Because it is written as an epic struggle, you get a lot of larger-than-life activity. The god-emperor really is that mighty and charismatic. The villains really are that awful. The combat really is that vicious. Even the scale of pettiness can be grand.

On the other side, there are hints of irony. There are moments of clear perspective amidst the spectacle. The Adventure plays as reality TV, and the narrative voice mocks (and later abuses) the audience for it (and, in a Funny Games moment, you the reader). Characters recognize the immorality of what the Actors do (and then get on with it). The emperor is simultaneously humanity's greatest hope and an unspeakable monster, and this tension is maintained rather than relieved.
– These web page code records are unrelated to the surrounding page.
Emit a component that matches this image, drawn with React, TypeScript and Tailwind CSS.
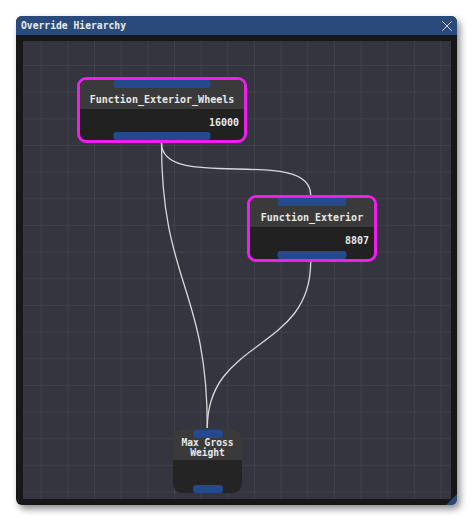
import { X } from "lucide-react";

const mono = "font-['DejaVu_Sans_Mono',monospace]";

function Pin({ className }: { className: string }) {
  return <div className={`absolute left-1/2 h-[8px] -translate-x-1/2 rounded-[3px] bg-[#24498c] ${className}`} />;
}

function ValueNode({
  title,
  value,
  pinWidth,
  className,
}: {
  title: string;
  value: string;
  pinWidth: string;
  className: string;
}) {
  return (
    <div
      className={`absolute flex flex-col overflow-hidden rounded-[9px] border-[3px] border-[#ee1fee] bg-[#212121] ${className}`}
    >
      <div className={`h-[29px] shrink-0 bg-[#3a3a3a] pt-[10px] text-center text-[10px] leading-[19px] font-semibold text-[#e8e8e8] ${mono}`}>
        {title}
      </div>
      <div className={`flex-1 pr-[5px] pt-[6px] text-right text-[10px] leading-[16px] font-semibold text-[#e8e8e8] ${mono}`}>
        {value}
      </div>
      <Pin className={`top-0 ${pinWidth}`} />
      <Pin className={`bottom-0 ${pinWidth}`} />
    </div>
  );
}

function Links() {
  return (
    <svg className="absolute inset-0" width="428" height="458" fill="none">
      <g stroke="#d9d9d9" strokeWidth="1.3">
        <path d="M138.5 102 C138.5 152 287.7 104 287.7 154" />
        <path d="M138.5 102 C138.5 242 184.3 247 184.3 387" />
        <path d="M287.7 221 C287.7 311 184.3 297 184.3 387" />
      </g>
    </svg>
  );
}

export default function App() {
  return (
    <div className="h-[523px] w-[474px] bg-white pt-[16px] pl-[16px]">
      <div className="relative flex h-[489px] w-[441px] flex-col overflow-hidden rounded-[6px] bg-[#171717] shadow-[3px_4px_7px_rgba(0,0,0,0.45)]">
        <div className="flex h-[19px] shrink-0 items-center justify-between bg-[#2a4a7b] pr-[1px] pl-[5px]">
          <span className={`text-[9.7px] leading-none font-semibold text-[#ececec] ${mono}`}>
            Override Hierarchy
          </span>
          <X size={18} strokeWidth={1.2} className="text-[#e4e4e4]" />
        </div>

        <div className="flex flex-1 pt-[6px] pr-[6px] pb-[6px] pl-[7px]">
          <div className="relative flex-1 overflow-hidden bg-[#34353e] bg-[linear-gradient(to_right,#40414b_1px,transparent_1px),linear-gradient(to_bottom,#40414b_1px,transparent_1px)] bg-[size:26.67px_26.67px] bg-[position:17.7px_24px]">
            <Links />

            <ValueNode
              title="Function_Exterior_Wheels"
              value="16000"
              pinWidth="w-[97px]"
              className="top-[36px] left-[54px] h-[66px] w-[170px]"
            />
            <ValueNode
              title="Function_Exterior"
              value="8807"
              pinWidth="w-[69px]"
              className="top-[154px] left-[224px] h-[67px] w-[130px]"
            />

            <div className="absolute top-[388px] left-[150px] flex h-[64px] w-[69px] flex-col overflow-hidden rounded-[9px] bg-[#242424]">
              <div className={`h-[31px] shrink-0 bg-[#3a3a3a] pt-[9px] text-center text-[9.6px] leading-[10px] font-semibold text-[#e8e8e8] ${mono}`}>
                Max Gross
                <br />
                Weight
              </div>
              <Pin className="top-[1px] w-[30px]" />
              <Pin className="bottom-0 w-[30px]" />
            </div>
          </div>
        </div>

        {/* resize grip */}
        <svg className="absolute right-0 bottom-0" width="11" height="11">
          <path d="M11 0 L11 11 L0 11 Z" fill="#2d5590" fillOpacity="0.8" />
        </svg>
      </div>
    </div>
  );
}
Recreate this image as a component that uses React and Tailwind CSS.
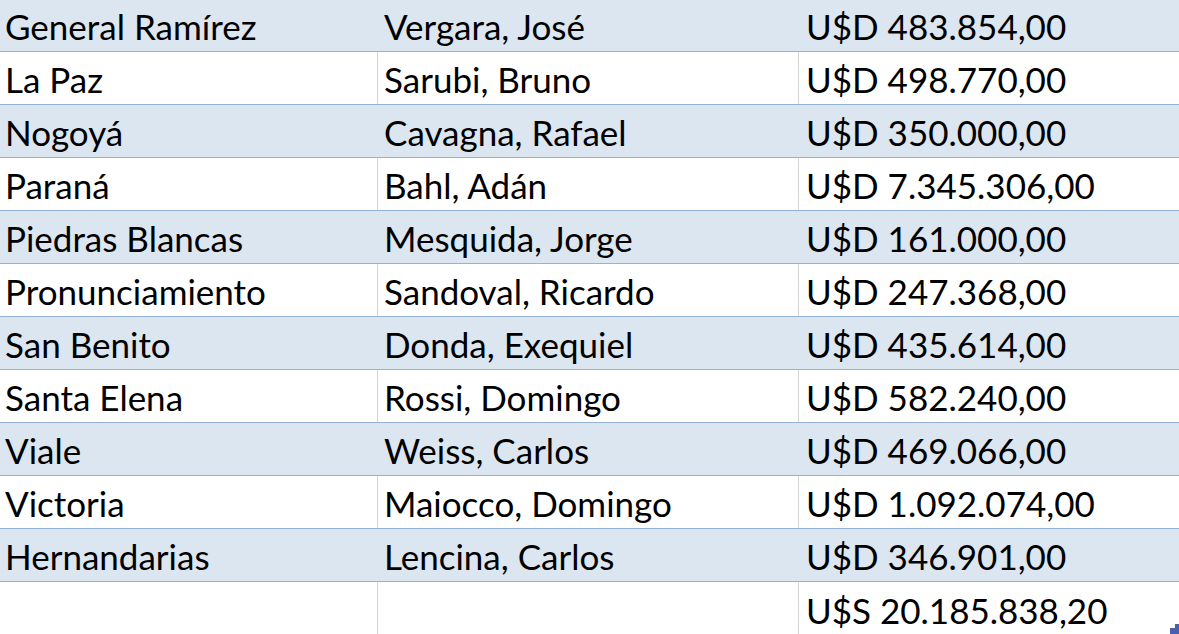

Late in the game, Caine begins running a long con. If you read that far, this is not what you came for, and despite Caine's not telling us the whole plan, two things are telegraphed. First, Caine is not quite clever enough to pull it all off with so many pieces on the board, which is probably good because it deviates from Caine's earlier characterization. He is supposed to be the inverse of Locke Lamora. Second, because the plan will fail at a late but critical point, Caine will fall back on his original characterization and win through audacity and up-close violence, his specialties. This is not a spoiler; I am writing this paragraph 100 pages from the end of the book, and you too should be able to predict the outlines of an action movie's climax.

Really, I picked up the book based on one quote, so we will end on it:
"Burn the whole city. That's pretty extreme for the life of one woman."
"Fuck the city. I'd burn the whole world to save her."